Oddly, I was just thinking about this yesterday. My heart goes out to the people who may have not reacted quickly enough, those who perished, and their families.

Hindsight is 20/20. Perhaps there is a lesson to learn from this incident. Only those with the knowledge on this topic can properly assess what went well and what didn’t and encourage equipment and procedural changes.

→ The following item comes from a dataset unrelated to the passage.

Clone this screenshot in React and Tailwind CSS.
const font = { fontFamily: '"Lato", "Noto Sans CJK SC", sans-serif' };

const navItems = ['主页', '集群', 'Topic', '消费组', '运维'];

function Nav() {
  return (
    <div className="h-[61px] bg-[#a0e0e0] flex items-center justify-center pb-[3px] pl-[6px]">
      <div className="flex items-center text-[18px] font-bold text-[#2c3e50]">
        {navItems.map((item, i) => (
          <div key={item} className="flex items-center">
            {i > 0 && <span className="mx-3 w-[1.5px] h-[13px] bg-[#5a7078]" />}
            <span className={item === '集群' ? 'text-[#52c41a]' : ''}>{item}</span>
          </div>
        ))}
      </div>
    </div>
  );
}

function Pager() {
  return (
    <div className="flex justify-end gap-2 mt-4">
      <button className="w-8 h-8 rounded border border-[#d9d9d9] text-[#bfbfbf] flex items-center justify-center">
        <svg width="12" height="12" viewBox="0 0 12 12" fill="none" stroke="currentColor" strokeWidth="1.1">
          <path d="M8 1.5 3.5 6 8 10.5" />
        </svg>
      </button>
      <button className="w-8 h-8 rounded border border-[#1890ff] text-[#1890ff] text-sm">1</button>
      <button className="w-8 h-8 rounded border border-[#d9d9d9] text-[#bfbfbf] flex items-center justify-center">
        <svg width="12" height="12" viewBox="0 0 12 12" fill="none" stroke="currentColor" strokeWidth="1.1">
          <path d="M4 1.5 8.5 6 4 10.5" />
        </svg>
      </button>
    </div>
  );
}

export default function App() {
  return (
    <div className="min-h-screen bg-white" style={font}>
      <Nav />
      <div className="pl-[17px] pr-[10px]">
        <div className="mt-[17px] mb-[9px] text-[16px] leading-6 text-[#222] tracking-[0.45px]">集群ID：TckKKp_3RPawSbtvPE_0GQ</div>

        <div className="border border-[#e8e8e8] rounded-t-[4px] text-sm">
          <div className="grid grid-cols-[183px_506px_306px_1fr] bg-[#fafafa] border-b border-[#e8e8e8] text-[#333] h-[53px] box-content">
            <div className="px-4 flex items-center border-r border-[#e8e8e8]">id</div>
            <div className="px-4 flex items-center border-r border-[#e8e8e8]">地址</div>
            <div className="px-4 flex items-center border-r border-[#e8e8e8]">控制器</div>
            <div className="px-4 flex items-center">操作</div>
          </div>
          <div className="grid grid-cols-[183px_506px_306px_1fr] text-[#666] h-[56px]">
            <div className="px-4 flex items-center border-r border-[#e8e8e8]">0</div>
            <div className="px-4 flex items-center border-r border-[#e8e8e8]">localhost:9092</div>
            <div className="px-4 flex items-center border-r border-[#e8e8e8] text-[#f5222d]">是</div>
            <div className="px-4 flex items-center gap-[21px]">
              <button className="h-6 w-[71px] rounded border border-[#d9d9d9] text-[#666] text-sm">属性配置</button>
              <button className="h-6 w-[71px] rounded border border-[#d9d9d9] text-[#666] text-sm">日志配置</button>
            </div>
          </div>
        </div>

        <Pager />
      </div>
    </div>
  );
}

Right now, we just aren’t there. Even if the missing flight had been flagged sooner and help immediately sent out, it is highly unlikely that anyone would have been saved. Here is a link that provides an idea of how deep the airplane would go before settling on the ocean floor.

Dutchess_III's avatar

@jca but that assumes an uncontrolled crash. It’s possible the pilots tried to simply land the plane in the water. In that case it would have simply sunk.

CWOTUS's avatar

The part of the Indian Ocean where the plane likely went down, south of 40°S latitude, is perhaps the loneliest spot on Earth. It’s known to sailors as the Roaring Forties, and for good reason. The surface winds there are strong and nearly constant; storms are frequent, and there is no land nearby to either break the wind or the waves. In a word, the fetch makes that ocean ferocious, and the lack of land makes it unforgiving.

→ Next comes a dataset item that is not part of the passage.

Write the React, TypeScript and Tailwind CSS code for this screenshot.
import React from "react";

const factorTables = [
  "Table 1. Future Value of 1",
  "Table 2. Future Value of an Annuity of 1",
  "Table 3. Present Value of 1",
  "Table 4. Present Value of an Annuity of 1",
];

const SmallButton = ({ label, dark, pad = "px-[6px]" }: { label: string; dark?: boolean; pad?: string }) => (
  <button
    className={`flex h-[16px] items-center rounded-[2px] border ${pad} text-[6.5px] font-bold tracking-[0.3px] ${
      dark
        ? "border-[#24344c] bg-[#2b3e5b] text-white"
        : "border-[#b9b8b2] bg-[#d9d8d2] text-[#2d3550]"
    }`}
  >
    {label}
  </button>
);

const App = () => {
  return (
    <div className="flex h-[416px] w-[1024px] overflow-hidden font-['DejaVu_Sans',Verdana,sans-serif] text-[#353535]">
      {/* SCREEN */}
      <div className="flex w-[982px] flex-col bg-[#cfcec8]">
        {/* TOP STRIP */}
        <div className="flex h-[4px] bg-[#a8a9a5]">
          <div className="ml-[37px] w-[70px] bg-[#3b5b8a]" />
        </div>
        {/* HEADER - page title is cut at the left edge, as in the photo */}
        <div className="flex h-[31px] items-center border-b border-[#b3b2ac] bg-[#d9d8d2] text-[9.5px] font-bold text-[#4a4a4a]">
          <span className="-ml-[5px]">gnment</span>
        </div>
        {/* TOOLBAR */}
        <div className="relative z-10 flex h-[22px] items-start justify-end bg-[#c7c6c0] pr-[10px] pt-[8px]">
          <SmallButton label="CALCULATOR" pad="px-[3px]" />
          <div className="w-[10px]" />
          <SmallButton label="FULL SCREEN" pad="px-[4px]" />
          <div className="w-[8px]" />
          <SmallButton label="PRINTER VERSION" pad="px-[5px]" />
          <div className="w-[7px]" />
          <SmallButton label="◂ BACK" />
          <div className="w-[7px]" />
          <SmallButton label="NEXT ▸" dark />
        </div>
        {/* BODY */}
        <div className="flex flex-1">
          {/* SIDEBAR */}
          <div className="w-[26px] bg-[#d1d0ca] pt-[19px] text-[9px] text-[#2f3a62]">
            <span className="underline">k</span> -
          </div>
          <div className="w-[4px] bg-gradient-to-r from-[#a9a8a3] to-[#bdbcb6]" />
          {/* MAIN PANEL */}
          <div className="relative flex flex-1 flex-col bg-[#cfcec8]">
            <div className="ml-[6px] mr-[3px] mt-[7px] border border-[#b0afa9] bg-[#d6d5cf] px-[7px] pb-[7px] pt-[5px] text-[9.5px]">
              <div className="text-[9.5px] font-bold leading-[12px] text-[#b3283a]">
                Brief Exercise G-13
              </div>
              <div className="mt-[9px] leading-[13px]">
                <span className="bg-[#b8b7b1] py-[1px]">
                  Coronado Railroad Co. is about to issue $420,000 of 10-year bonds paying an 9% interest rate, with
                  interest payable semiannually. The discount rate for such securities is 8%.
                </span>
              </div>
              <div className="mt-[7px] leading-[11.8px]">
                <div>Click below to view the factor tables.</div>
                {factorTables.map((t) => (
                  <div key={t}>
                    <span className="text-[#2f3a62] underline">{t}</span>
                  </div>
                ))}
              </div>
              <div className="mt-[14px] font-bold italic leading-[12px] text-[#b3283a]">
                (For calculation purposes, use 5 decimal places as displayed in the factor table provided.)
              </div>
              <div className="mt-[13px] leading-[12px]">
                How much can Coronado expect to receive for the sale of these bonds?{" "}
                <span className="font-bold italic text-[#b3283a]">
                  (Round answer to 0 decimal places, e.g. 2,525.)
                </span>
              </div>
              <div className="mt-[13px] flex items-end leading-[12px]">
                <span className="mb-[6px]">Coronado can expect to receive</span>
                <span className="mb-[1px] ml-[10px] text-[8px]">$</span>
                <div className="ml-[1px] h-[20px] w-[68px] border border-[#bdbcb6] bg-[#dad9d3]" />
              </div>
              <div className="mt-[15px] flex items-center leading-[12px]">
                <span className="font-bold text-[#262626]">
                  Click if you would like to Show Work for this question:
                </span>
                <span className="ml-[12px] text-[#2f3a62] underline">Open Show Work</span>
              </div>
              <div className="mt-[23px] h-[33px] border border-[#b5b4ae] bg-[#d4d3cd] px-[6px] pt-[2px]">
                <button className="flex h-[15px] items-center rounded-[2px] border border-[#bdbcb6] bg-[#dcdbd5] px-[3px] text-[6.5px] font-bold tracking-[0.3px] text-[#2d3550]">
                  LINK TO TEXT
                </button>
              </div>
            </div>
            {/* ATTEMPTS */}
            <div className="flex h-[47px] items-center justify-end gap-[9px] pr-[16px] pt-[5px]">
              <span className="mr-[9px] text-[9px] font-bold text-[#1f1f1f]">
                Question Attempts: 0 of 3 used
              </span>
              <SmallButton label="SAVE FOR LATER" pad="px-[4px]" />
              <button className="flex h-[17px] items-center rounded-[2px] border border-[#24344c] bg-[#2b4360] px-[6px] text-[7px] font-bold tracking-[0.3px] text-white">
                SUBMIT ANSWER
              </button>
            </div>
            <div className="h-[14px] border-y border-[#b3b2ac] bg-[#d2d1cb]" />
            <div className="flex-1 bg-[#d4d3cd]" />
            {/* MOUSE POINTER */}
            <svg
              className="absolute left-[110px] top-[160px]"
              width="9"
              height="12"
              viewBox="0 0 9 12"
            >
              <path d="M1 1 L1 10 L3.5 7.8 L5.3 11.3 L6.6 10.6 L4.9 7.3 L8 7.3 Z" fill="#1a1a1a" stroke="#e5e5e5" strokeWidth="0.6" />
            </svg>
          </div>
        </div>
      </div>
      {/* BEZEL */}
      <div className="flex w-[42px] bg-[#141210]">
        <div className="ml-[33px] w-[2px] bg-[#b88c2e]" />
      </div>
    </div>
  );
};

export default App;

It’s tough to mount the search there, partly because so few people go there willingly, and even though there should be some floating wreckage it will be widely dispersed – and quickly! – broken up, waterlogged and sunk before too long.

ucme's avatar

If all the world’s oceans were drained, the horrific landscape would resemble that of some nightmarish planet. Strewn with long since lost wreckage, skeletal remains & god knows what else. It’s a different world down there & it’s vast, like some marine expert said, “worse than looking for a needle in a haystack, we don’t even know which haystack to look in”

Berserker's avatar

@ucme Heh yeah, could you imagine…all the stuff that would be down there if all oceans and seas were drained. Excluding all marine life that is there, man people would have a field trip exploring it all. There are probably airplanes down there that are lost, and that we don’t even know were lost.

ucme's avatar

@Symbeline Be pretty trippy, I reckon they’d find Kevin Costner’s career in amongst all that hell too :D

Berserker's avatar

I wonder if fish and shit are all like, dude, wonder what it would be like if we could travel out of the sea, what kind of crazy ass business we’d find up there.

ucme's avatar

Isn’t that what happened before? Fish crawled out of the sea, became lizards & eventually dinosaurs?
I remember the poster on the classroom wall at school & everything.

Berserker's avatar

Yeah, that is apparently what happened. And the process is said to have taken soooooo many years. Not an expert though.

Dutchess_III's avatar

Just a few billion years @Symbeline.

Berserker's avatar

Yeah. So I guess if sharks decide to pop out of the water, I’ll probably be dead before they can efficiently start running after me. :D

ucme's avatar

On the flip side, i’d love to meet SpongeBob

El_Cadejo's avatar

@Symbeline You just reminded me of this amazing picture I saw recently :P

Dutchess_III's avatar

They’d be dead in a couple of hours @Symbeline.

gondwanalon's avatar

If the plane crashed head-first into the sea at 600+ miles per hour then it would have been obliterated into countless tiny pieces. Good luck finding any of that mess.

Berserker's avatar

@El_Cadejo That was of the utmost badassery. :)

El_Cadejo's avatar

@Symbeline It came from this site . People send in requests and he draws them in MS Paint. .

Berserker's avatar

I should ask him to paint a Viking riding a butterfly.

Seek's avatar

Not a butterfly, but…

Dutchess_III's avatar

That unicorn is pooting rainbows.

Berserker's avatar

@Seek….SA WEEET! He has an AK47 too, lmao.

kritiper's avatar

“Let it go, let it go…”
It soft landed in the ocean (from a low slow altitude) and sank in one piece hence no wreckage found.

marinelife's avatar

I feel thay did the very best they could with the information they had. The world’s oceans are an enormous place.

josie's avatar

I think “the World” , by which I figure you mean interested parties, made a decent and expensive effort. According to Wikipedia, the surface area of the Indian Ocean (where it no doubt is) is close to 30 million square miles. The volume is 70 million cubic miles.
I think that airplane is never to be found except by serendipity.